Going back to our text last week, we named that Jesus is said to have been born of the line of David – being born the son of Joseph in the city of Bethlehem, David’s city. This connection becomes all the more important when looking at this prophecy of Nathan. David’s royal line, at least in the role of king, ends with the fall of Solomon’s temple. Zedekiah was the last of David’s line to fulfill the role of king before he was taken off into captivity by the Babylonians. The gospel making clear that Jesus is “of David” allows Jesus to be associated with this text in 2 Samuel 7 – it allows Jesus to fulfill the prophecy of one to come who is not only in the line of David, but who also be known as the Son of God.
And this connection, this shaping of a new covenant, becomes all the more significant. See, in verse 15, the text offers, “I will not take my steadfast love from him, as I took it from Saul, whom I put away before you. Your house and your kingdom shall be made sure for ever before me; your throne shall be established for ever.”
I like how Walter Brueggemann sums this up. He offers, previously, there was a divine “if,” and this led to Saul’s demise. But now, with David, there is a divine “but.”[iv] It’s been a few years, but for those who have been around a while, perhaps you’ll recall this sermon from 2017, “I like God’s but, and I cannot lie.” Unlike with Saul, whose leadership was terminated by God because of his unfaithfulness, when God said, you can be a leader if you’ll be faithful, in this new covenant that God is establishing, “There are no acts of disobedience in purview which can make [God] terminate this profound commitment. … [God] has signed a blank check to the David enterprise and has radically shifted the theological foundations of Israel.”[v]
So again, while I do not think Nathan was intending in the midst of this prophecy to point directly to Jesus, as we reflect back on the history of God and God’s people, I can’t help but think it possible Jesus would have referenced this text when pointing to himself as the fulfillment of God’s promise in the establishment of this new covenant.
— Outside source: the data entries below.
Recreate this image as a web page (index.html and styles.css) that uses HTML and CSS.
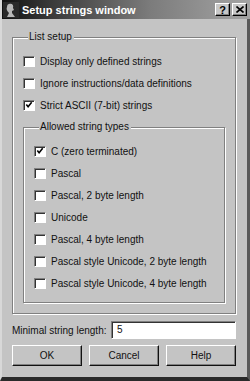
FILE: index.html
```html
<!DOCTYPE html>
<html lang="en">
<head>
  <meta charset="UTF-8" />
  <title>Setup strings window</title>
  <link rel="stylesheet" href="styles.css">
</head>
<body>
  <div class="window">
    <div class="titlebar">
      <svg class="app-icon" width="16" height="16" viewBox="0 0 16 16">
        <rect width="16" height="16" fill="#2a2a2a"/>
        <path d="M6 2 C9 1 11 3 10 6 L11 8 L9 9 L9 11 L12 15 L4 15 L6 11 C4 9 3 7 4 5 C4 3 5 2 6 2 Z" fill="#b8b8b8"/>
      </svg>
      <span class="title">Setup strings window</span>
      <div class="title-buttons">
        <span class="tbtn">?</span>
        <span class="tbtn">
          <svg width="8" height="7" viewBox="0 0 8 7"><path d="M0.5 0.5 L7.5 6.5 M7.5 0.5 L0.5 6.5" stroke="#000" stroke-width="1.6"/></svg>
        </span>
      </div>
    </div>

    <div class="content">
      <fieldset class="group outer">
        <legend>List setup</legend>
        <label class="check"><span class="box"></span>Display only defined strings</label>
        <label class="check"><span class="box"></span>Ignore instructions/data definitions</label>
        <label class="check"><span class="box checked"><svg viewBox="0 0 9 9"><path d="M1.5 4 L3.5 6.5 L7.5 1.5" fill="none" stroke="#000" stroke-width="1.8"/></svg></span>Strict ASCII (7-bit) strings</label>

        <fieldset class="group inner">
          <legend>Allowed string types</legend>
          <label class="check"><span class="box checked"><svg viewBox="0 0 9 9"><path d="M1.5 4 L3.5 6.5 L7.5 1.5" fill="none" stroke="#000" stroke-width="1.8"/></svg></span>C (zero terminated)</label>
          <label class="check"><span class="box"></span>Pascal</label>
          <label class="check"><span class="box"></span>Pascal, 2 byte length</label>
          <label class="check"><span class="box"></span>Unicode</label>
          <label class="check"><span class="box"></span>Pascal, 4 byte length</label>
          <label class="check"><span class="box"></span>Pascal style Unicode, 2 byte length</label>
          <label class="check"><span class="box"></span>Pascal style Unicode, 4 byte length</label>
        </fieldset>
      </fieldset>

      <div class="field-row">
        <label for="minlen">Minimal string length:</label>
        <div class="input" id="minlen">5</div>
      </div>

      <div class="buttons">
        <span class="btn">OK</span>
        <span class="btn">Cancel</span>
        <span class="btn">Help</span>
      </div>
    </div>
  </div>
</body>
</html>
```

FILE: styles.css
```css
html, body {
  margin: 0;
  padding: 0;
  background: #c4c4c4;
}
body {
  font-family: "Liberation Sans", Arial, sans-serif;
  font-size: 10px;
  color: #111;
}
.window {
  width: 250px;
  height: 381px;
  box-sizing: border-box;
  background: #c4c4c4;
  border-left: 2px solid #d8d8d8;
  border-right: 3px solid #5a5a5a;
  border-bottom: 4px solid #2a2a2a;
  display: flex;
  flex-direction: column;
}
.titlebar {
  height: 19px;
  display: flex;
  align-items: center;
  padding: 0 3px 0 1px;
  background: linear-gradient(to right, #111 0%, #3a3a3a 20%, #7c7c7c 60%, #a4a4a4 100%);
  margin-right: -3px;
}
.app-icon {
  margin-right: 3px;
}
.title {
  color: #fff;
  font-weight: bold;
  font-size: 11px;
  flex: 1;
}
.title-buttons {
  display: flex;
  gap: 2px;
}
.tbtn {
  width: 15px;
  height: 13px;
  box-sizing: border-box;
  background: #c8c8c8;
  border-top: 1px solid #fff;
  border-left: 1px solid #fff;
  border-right: 1px solid #000;
  border-bottom: 1px solid #000;
  box-shadow: inset -1px -1px 0 #808080;
  display: flex;
  align-items: center;
  justify-content: center;
  font-weight: bold;
  font-size: 11px;
  color: #000;
}
.content {
  padding: 12px 11px 0 10px;
}
.group {
  margin: 0;
  border: 1px solid #808080;
  box-shadow: inset 1px 1px 0 #fff, 1px 1px 0 #fff;
  min-width: 0;
}
.group legend {
  background: #c4c4c4;
  padding: 0 2px 0 1px;
  margin-left: 5px;
  line-height: 12px;
}
.outer {
  padding: 7px 10px 10px 10px;
}
.inner {
  margin-top: 5px;
  padding: 7px 10px 8px 10px;
}
.check {
  display: flex;
  align-items: center;
  height: 22px;
  gap: 5px;
}
.box {
  width: 12px;
  height: 11px;
  box-sizing: border-box;
  background: #fff;
  border-top: 1px solid #808080;
  border-left: 1px solid #808080;
  border-right: 1px solid #fff;
  border-bottom: 1px solid #fff;
  box-shadow: inset 1px 1px 0 #333;
  display: flex;
  align-items: center;
  justify-content: center;
}
.box svg {
  width: 8px;
  height: 8px;
}
.field-row {
  display: flex;
  align-items: center;
  margin-top: 7px;
  height: 18px;
}
.field-row label {
  width: 99px;
}
.input {
  flex: 1;
  height: 18px;
  box-sizing: border-box;
  background: #fff;
  border-top: 1px solid #808080;
  border-left: 1px solid #808080;
  border-right: 1px solid #fff;
  border-bottom: 1px solid #fff;
  box-shadow: inset 1px 1px 0 #333;
  padding-left: 5px;
  line-height: 16px;
}
.buttons {
  display: grid;
  grid-template-columns: repeat(3, 1fr);
  gap: 7px;
  margin-top: 6px;
}
.btn {
  height: 21px;
  box-sizing: border-box;
  border-top: 1px solid #fff;
  border-left: 1px solid #fff;
  border-right: 1px solid #111;
  border-bottom: 1px solid #111;
  box-shadow: inset -1px -1px 0 #808080;
  display: flex;
  align-items: center;
  justify-content: center;
}
```
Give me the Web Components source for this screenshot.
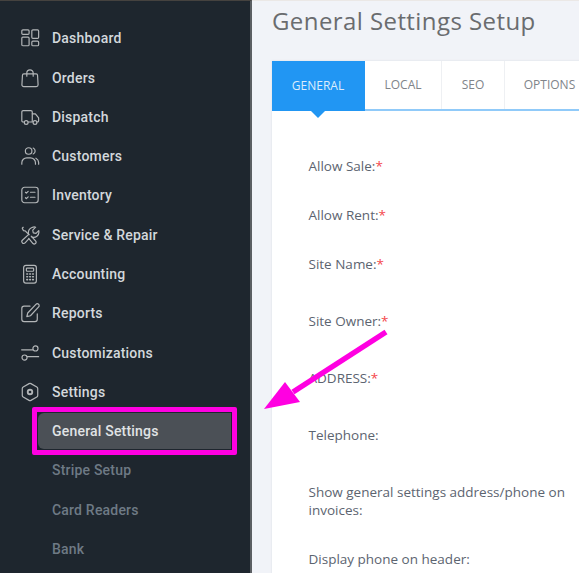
<!DOCTYPE html>
<html>
<head>
<meta charset="utf-8">
<title>General Settings Setup</title>
<style>
  html, body { margin: 0; height: 100%; overflow: hidden; background: #f1f3f8; }
  app-shell { width: 579px; height: 573px; }
</style>
</head>
<body>
<app-shell>
  <side-bar slot="side">
    <nav-item icon="dashboard">Dashboard</nav-item>
    <nav-item icon="bag">Orders</nav-item>
    <nav-item icon="truck">Dispatch</nav-item>
    <nav-item icon="users">Customers</nav-item>
    <nav-item icon="list">Inventory</nav-item>
    <nav-item icon="tools">Service &amp; Repair</nav-item>
    <nav-item icon="calc">Accounting</nav-item>
    <nav-item icon="edit">Reports</nav-item>
    <nav-item icon="toggle">Customizations</nav-item>
    <nav-item icon="gear">Settings</nav-item>
    <nav-item sub active>General Settings</nav-item>
    <nav-item sub>Stripe Setup</nav-item>
    <nav-item sub>Card Readers</nav-item>
    <nav-item sub>Bank</nav-item>
  </side-bar>
  <settings-page slot="main">
    <form-row required style="--h:49px">Allow Sale:</form-row>
    <form-row required style="--h:49px">Allow Rent:</form-row>
    <form-row required style="--h:57px">Site Name:</form-row>
    <form-row required style="--h:57px">Site Owner:</form-row>
    <form-row required style="--h:57px">ADDRESS:</form-row>
    <form-row style="--h:57px">Telephone:</form-row>
    <form-row style="--h:67px">Show general settings address/phone on invoices:</form-row>
    <form-row style="--h:40px">Display phone on header:</form-row>
  </settings-page>
  <call-out></call-out>
</app-shell>

<script>
const ICONS = {
  dashboard: '<rect x="2" y="2" width="8" height="5" rx="1.2"/><rect x="2" y="10" width="8" height="9.500" rx="1.2"/><rect x="13" y="2" width="7.500" height="9.500" rx="1.2"/><rect x="13" y="14.500" width="7.500" height="5" rx="1.2"/>',
  bag: '<path d="M4.200 6.500h13.600a1.500 1.500 0 0 1 1.500 1.400l.6 10.600a2 2 0 0 1-2 2H4.100a2 2 0 0 1-2-2l.6-10.600a1.500 1.500 0 0 1 1.500-1.400z"/><path d="M7.500 9V5.500a3.500 3.500 0 0 1 7 0V9"/>',
  truck: '<path d="M4.500 16.500H3.500A1.500 1.500 0 0 1 2 15V5.500A1.500 1.500 0 0 1 3.500 4H12a1.500 1.500 0 0 1 1.500 1.500v11h-4.500"/><path d="M13.500 7.500h3.400l3.600 4.500v3a1.500 1.500 0 0 1-1.500 1.500h-.2"/><circle cx="6.800" cy="17" r="2.100"/><circle cx="16.500" cy="17" r="2.100"/>',
  users: '<circle cx="9.500" cy="5.500" r="3.600"/><path d="M2 20v-1.500A5.500 5.500 0 0 1 7.500 13h4a5.500 5.500 0 0 1 5.500 5.500V20"/><path d="M14.500 2.200a3.600 3.600 0 0 1 0 6.600"/><path d="M17.500 13.400A5.500 5.500 0 0 1 20.500 18v2"/>',
  list: '<rect x="2" y="2.500" width="18" height="17" rx="3"/><path d="M11.500 8h5M11.500 13.500h5"/><path d="M6 8l1 1 2-2M6 14l1 1 2-2"/>',
  tools: '<path d="M3.500 2.500L2.500 3.500l1.200 2.600 2 .3 4.300 4.300"/><path d="M12.300 12.200l5 5.600a2 2 0 0 1-3 2.600l-4.700-5.700"/><path d="M9.600 15.300l-4 4.400a2 2 0 0 1-3-.1 2 2 0 0 1 0-2.800l7-6.500c-.8-2.600.2-6 3.600-7.600 1.400-.6 3-.7 4-.3l-3.200 3.200.6 3 3 .6 3-3.100c.6 2.400-.2 4.700-2 6.200-1.600 1.300-3.600 1.600-5.300 1"/>',
  calc: '<rect x="4" y="1.500" width="14" height="19.500" rx="2.500"/><rect x="7" y="4.500" width="8" height="3.500" rx=".8"/><path d="M7.500 11h.8M10.700 11h.8M13.900 11h.8M7.500 14h.8M10.700 14h.8M13.900 14h.8M7.500 17.200h.8M10.700 17.200h.8M13.900 17.200h.8" stroke-width="1.700"/>',
  edit: '<path d="M11 3.500H4.500a2.500 2.500 0 0 0-2.500 2.500v12a2.500 2.500 0 0 0 2.500 2.500h12a2.500 2.500 0 0 0 2.500-2.500v-6"/><path d="M17.500 1.500a2 2 0 0 1 3 2.800L11.500 14l-4 1 1-4z"/>',
  toggle: '<circle cx="17" cy="6" r="2.800"/><circle cx="5" cy="16" r="2.800"/><path d="M1.800 7.500H14M8 15h12.500"/>',
  gear: '<path d="M10 1.800a2 2 0 0 1 2 0l6.500 3.700a2 2 0 0 1 1 1.700v7.600a2 2 0 0 1-1 1.700L12 20.200a2 2 0 0 1-2 0l-6.500-3.700a2 2 0 0 1-1-1.700V7.200a2 2 0 0 1 1-1.700z"/><circle cx="11" cy="11" r="2.500" stroke-width="2"/>'
};

class AppShell extends HTMLElement {
  constructor() {
    super();
    this.attachShadow({ mode: "open" });
    this.shadowRoot.innerHTML = `
      <style>
        :host {
          display: flex;
          position: relative;
          overflow: hidden;
        }
      </style>
      <slot name="side"></slot>
      <slot name="main"></slot>
      <slot></slot>
    `;
  }
}

class SideBar extends HTMLElement {
  constructor() {
    super();
    this.attachShadow({ mode: "open" });
    this.shadowRoot.innerHTML = `
      <style>
        :host {
          display: block;
          box-sizing: border-box;
          width: 252px;
          height: 573px;
          flex: none;
          padding-top: 17.800px;
          background: #1e262e;
          border-top: 1px solid #45423f;
          border-right: 2px solid #5b5f63;
          font: 500 14px "Roboto", "Liberation Sans", sans-serif;
          letter-spacing: .2px;
        }
      </style>
      <slot></slot>
    `;
  }
}

class NavItem extends HTMLElement {
  constructor() {
    super();
    this.attachShadow({ mode: "open" });
  }

  connectedCallback() {
    const icon = ICONS[this.getAttribute("icon")];
    this.shadowRoot.innerHTML = `
      <style>
        :host {
          display: flex;
          align-items: center;
          height: 39.270px;
          padding: 0 0 0 20px;
          color: #d3d8dc;
        }
        :host([sub]) {
          color: #6e7a85;
        }
        :host([active]) {
          color: #e0e3e5;
        }
        svg {
          width: 20px;
          height: 20px;
          flex: none;
          margin-right: 12px;
          fill: none;
          stroke: #b3b6b8;
          stroke-width: 1.300;
          stroke-linecap: round;
          stroke-linejoin: round;
        }
        .label {
          flex: 1;
          margin-right: 19px;
          line-height: 36px;
          border-radius: 6px 0 0 6px;
        }
        :host([sub]) .label {
          margin-left: 18px;
          padding-left: 14px;
        }
        :host([active]) .label {
          background: #4b5056;
        }
      </style>
      ${icon ? `<svg viewBox="0 0 22 22">${icon}</svg>` : ""}
      <span class="label"><slot></slot></span>
    `;
  }
}

class SettingsPage extends HTMLElement {
  constructor() {
    super();
    this.attachShadow({ mode: "open" });
    this.shadowRoot.innerHTML = `
      <style>
        :host {
          display: block;
          flex: 1;
          min-width: 0;
          padding-left: 20px;
          background: #f1f3f8;
          font-family: "Open Sans", "Liberation Sans", sans-serif;
          border-top: 1px solid #ebe8e6;
        }
        h1 {
          margin: 0;
          height: 60px;
          box-sizing: border-box;
          padding-top: 2px;
          font-size: 24px;
          line-height: 35px;
          font-weight: 400;
          letter-spacing: .42px;
          color: #6a6c6f;
          white-space: nowrap;
        }
        .card {
          background: #fff;
          width: 340px;
          height: 520px;
          box-shadow: 0 0 2px #d8dbe2;
        }
        .tabs {
          display: flex;
          height: 50px;
          box-sizing: border-box;
          border-bottom: 2px solid #90caf9;
          font-size: 12px;
          color: #80848a;
        }
        .tab {
          display: flex;
          align-items: center;
          justify-content: center;
          height: 48px;
          padding-bottom: 2px;
          box-sizing: border-box;
          border-right: 1px solid #eef0f3;
        }
        .tab.on {
          position: relative;
          width: 93px;
          height: 50px;
          padding-right: 1px;
          background: #2196f3;
          color: #dcedfc;
          border: 0;
        }
        .tab.on::after {
          content: "";
          position: absolute;
          top: 50px;
          left: 39px;
          border: 7.500px solid transparent;
          border-top-color: #2196f3;
          border-bottom: 0;
        }
        .form {
          padding: 46px 0 0 36.500px;
        }
      </style>
      <h1>General Settings Setup</h1>
      <div class="card">
        <div class="tabs">
          <div class="tab on">GENERAL</div>
          <div class="tab" style="width:77px">LOCAL</div>
          <div class="tab" style="width:63px">SEO</div>
          <div class="tab" style="width:90px">OPTIONS</div>
        </div>
        <div class="form"><slot></slot></div>
      </div>
    `;
  }
}

class FormRow extends HTMLElement {
  constructor() {
    super();
    this.attachShadow({ mode: "open" });
  }

  connectedCallback() {
    this.shadowRoot.innerHTML = `
      <style>
        :host {
          display: block;
          height: var(--h);
          width: 262px;
          font-size: 13.500px;
          line-height: 18px;
          color: #5c6470;
        }
        b {
          font-weight: 400;
          color: #f4474c;
        }
      </style>
      <slot></slot>${this.hasAttribute("required") ? "<b>*</b>" : ""}
    `;
  }
}

class CallOut extends HTMLElement {
  constructor() {
    super();
    this.attachShadow({ mode: "open" });
    this.shadowRoot.innerHTML = `
      <style>
        :host {
          position: absolute;
          inset: 0;
          pointer-events: none;
        }
        .box {
          position: absolute;
          left: 32px;
          top: 407px;
          width: 205px;
          height: 48px;
          box-sizing: border-box;
          border: 5.500px solid #ff00e1;
          border-radius: 2px;
        }
        svg {
          position: absolute;
          inset: 0;
        }
      </style>
      <div class="box"></div>
      <svg width="579" height="573" viewBox="0 0 579 573">
        <path d="M386 332L293 392" stroke="#ff00e1" stroke-width="5.500" fill="none"/>
        <path d="M264 409L285 382L300 402z" fill="#ff00e1"/>
      </svg>
    `;
  }
}

customElements.define("app-shell", AppShell);
customElements.define("side-bar", SideBar);
customElements.define("nav-item", NavItem);
customElements.define("settings-page", SettingsPage);
customElements.define("form-row", FormRow);
customElements.define("call-out", CallOut);
</script>
</body>
</html>
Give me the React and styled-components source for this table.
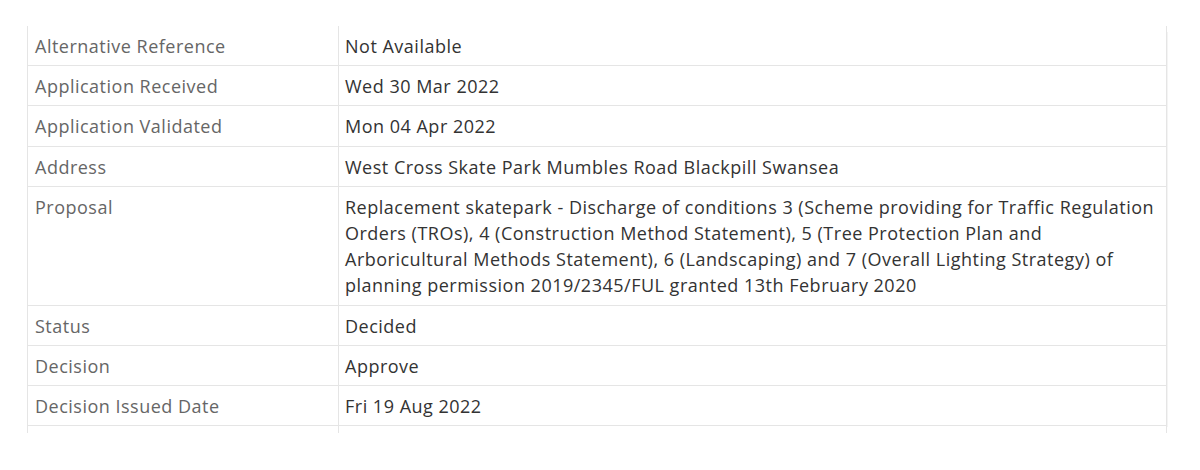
import React from 'react';
import styled, { createGlobalStyle } from 'styled-components';

const GlobalStyle = createGlobalStyle`
  body {
    margin: 0;
    background: #fff;
    font-family: "Open Sans", "DejaVu Sans", sans-serif;
  }
`;

const Page = styled.div`
  padding: 26px 0 0 27px;
  width: 1147px;
`;

const Table = styled.table`
  width: 1140px;
  border-collapse: collapse;
  table-layout: fixed;
  box-shadow: 7px 0 0 -6px #f4f4f4;
`;

const Row = styled.tr`
  border-bottom: 1px solid #e5e5e5;
`;

const Label = styled.th`
  box-sizing: border-box;
  width: 311px;
  text-align: left;
  vertical-align: top;
  font-weight: normal;
  font-size: 18px;
  letter-spacing: 0.5px;
  line-height: 26.2px;
  color: #666;
  padding: 7px 7px 6px 7px;
  border-left: 1px solid #e5e5e5;
  border-right: 1px solid #e5e5e5;
`;

const Value = styled.td`
  box-sizing: border-box;
  vertical-align: top;
  font-size: 18px;
  letter-spacing: 0.5px;
  line-height: 26.2px;
  color: #333;
  padding: 7px 7px 6px 6px;
  border-right: 1px solid #e5e5e5;
`;

const Tail = styled.td`
  height: 7px;
  padding: 0;
  border-left: 1px solid #e5e5e5;
  border-right: 1px solid #e5e5e5;
`;

const rows = [
  ['Alternative Reference', 'Not Available'],
  ['Application Received', 'Wed 30 Mar 2022'],
  ['Application Validated', 'Mon 04 Apr 2022'],
  ['Address', 'West Cross Skate Park Mumbles Road Blackpill Swansea'],
  [
    'Proposal',
    'Replacement skatepark - Discharge of conditions 3 (Scheme providing for Traffic Regulation Orders (TROs), 4 (Construction Method Statement), 5 (Tree Protection Plan and Arboricultural Methods Statement), 6 (Landscaping) and 7 (Overall Lighting Strategy) of planning permission 2019/2345/FUL granted 13th February 2020',
  ],
  ['Status', 'Decided'],
  ['Decision', 'Approve'],
  ['Decision Issued Date', 'Fri 19 Aug 2022'],
];

const App = () => (
  <Page>
    <GlobalStyle />
    <Table>
      <tbody>
        {rows.map(([label, value]) => (
          <Row key={label}>
            <Label>{label}</Label>
            <Value>{value}</Value>
          </Row>
        ))}
        <tr>
          <Tail />
          <Tail />
        </tr>
      </tbody>
    </Table>
  </Page>
);

export default App;
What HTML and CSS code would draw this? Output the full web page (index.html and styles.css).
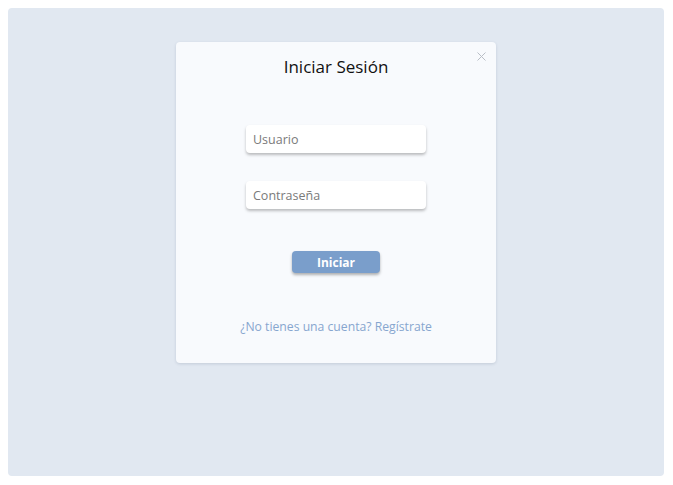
FILE: index.html
```html
<!DOCTYPE html>
<html lang="es">
<head>
<meta charset="utf-8">
<title>Iniciar Sesión</title>
<link rel="stylesheet" href="styles.css">
</head>
<body>
<div class="page">
  <div class="modal">
    <button class="close" aria-label="Cerrar">
      <svg width="9" height="9" viewBox="0 0 9 9"><path d="M0.5 0.5L8.5 8.5M8.5 0.5L0.5 8.5" stroke="#b9bec6" stroke-width="1" fill="none"/></svg>
    </button>
    <h1 class="title">Iniciar Sesión</h1>
    <form class="form">
      <input class="field" type="text" placeholder="Usuario">
      <input class="field" type="password" placeholder="Contraseña">
      <button class="submit" type="button">Iniciar</button>
    </form>
    <a class="link" href="#">¿No tienes una cuenta? Regístrate</a>
  </div>
</div>
</body>
</html>
```
FILE: styles.css
```css
* { box-sizing: border-box; }
html, body { background: #ffffff; }
body {
  margin: 8px;
  font-family: "Open Sans", "Noto Sans", sans-serif;
}
.page {
  width: 656px;
  height: 468px;
  background: #e1e8f1;
  border-radius: 4px;
  display: flex;
  justify-content: center;
  align-items: flex-start;
  padding-top: 34px;
}
.modal {
  position: relative;
  width: 320px;
  height: 321px;
  background: #f8fafd;
  border-radius: 4px;
  box-shadow: 0 1px 3px rgba(60, 80, 110, 0.18);
  display: flex;
  flex-direction: column;
  align-items: center;
}
.close {
  position: absolute;
  top: 8px;
  right: 8px;
  width: 13px;
  height: 13px;
  padding: 2px;
  border: none;
  background: none;
  display: flex;
}
.title {
  margin: 13px 0 0;
  font-size: 17px;
  font-weight: 500;
  color: #111111;
  line-height: 24px;
}
.form {
  margin-top: 46px;
  display: flex;
  flex-direction: column;
  align-items: center;
}
.field {
  width: 180px;
  height: 28px;
  border: none;
  border-radius: 4px;
  background: #ffffff;
  box-shadow: 0 2px 3px rgba(0, 0, 0, 0.25);
  padding: 0 7px;
  font-family: inherit;
  font-size: 12.5px;
  color: #555;
  outline: none;
}
.field + .field { margin-top: 28px; }
.field::placeholder { color: #7a7a7a; }
.submit {
  margin-top: 42px;
  width: 88px;
  height: 22px;
  border: none;
  border-radius: 4px;
  background: #7a9ecb;
  color: #ffffff;
  font-family: inherit;
  font-weight: 700;
  font-size: 12px;
  box-shadow: 0 2px 3px rgba(0, 0, 0, 0.3);
}
.link {
  margin-top: 45px;
  font-size: 12.2px;
  color: #87a6cf;
  text-decoration: none;
}
```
Because there is no greater “but” in God’s promise than in the person of Jesus Christ.
Not only does Jesus hail from the line of David, not only is Jesus the one who is called the Son of God, not only is Jesus the one who calls God “Abba,” “Father,” but it is Jesus that proclaims the divine “but,” which refuses to give sin and death the final say. It is Jesus who establishes a new house of God that is no longer confined to the walls of an Ark, or the walls of a Temple. Jesus comes and breathes the gift of the Spirit who roams without walls or boarders to proclaim God’s unconditional love throughout creation, and it is Jesus who is hailed by the apostles to be seated on the throne for eternity.
The disciples walking the Emmaus Road were defeated. Christ had been given over to the Roman cross. He had been taken from his grave. They were in dire straits, for they felt the promise of God had failed. And yet, that is, but Christ had not been taken from the grave, he had been raised. God’s unconditional “but” said he may have died, but the grave cannot hold him. The Romans may have crucified him, but his life has not ended. Pain has come upon this people, but joy comes in the morning.
This is the radical statement about the very kind of god the Lord is: “a God who binds God’s very self to God’s people forever, and that means that the people will endure, whatever comes.”[vi] This is the promise of God in Jesus Christ – this is the promise Jesus reminds the disciples of on the Emmaus Road – and we would do well to listen. Come whatever may, we are God’s people; God has gifted us with an unconditional love – a promise that goes from ever-lasting to ever-lasting – a glory that cannot be overcome – an assurance that declares, so long as there is work to do, God will surely lead us through.
Set let us have ears to hear, and hearts to receive, as we walk with Christ and hear the promise of God’s continual love that still leads us today. For the glory of God, we give thanks. Amen, and Amen.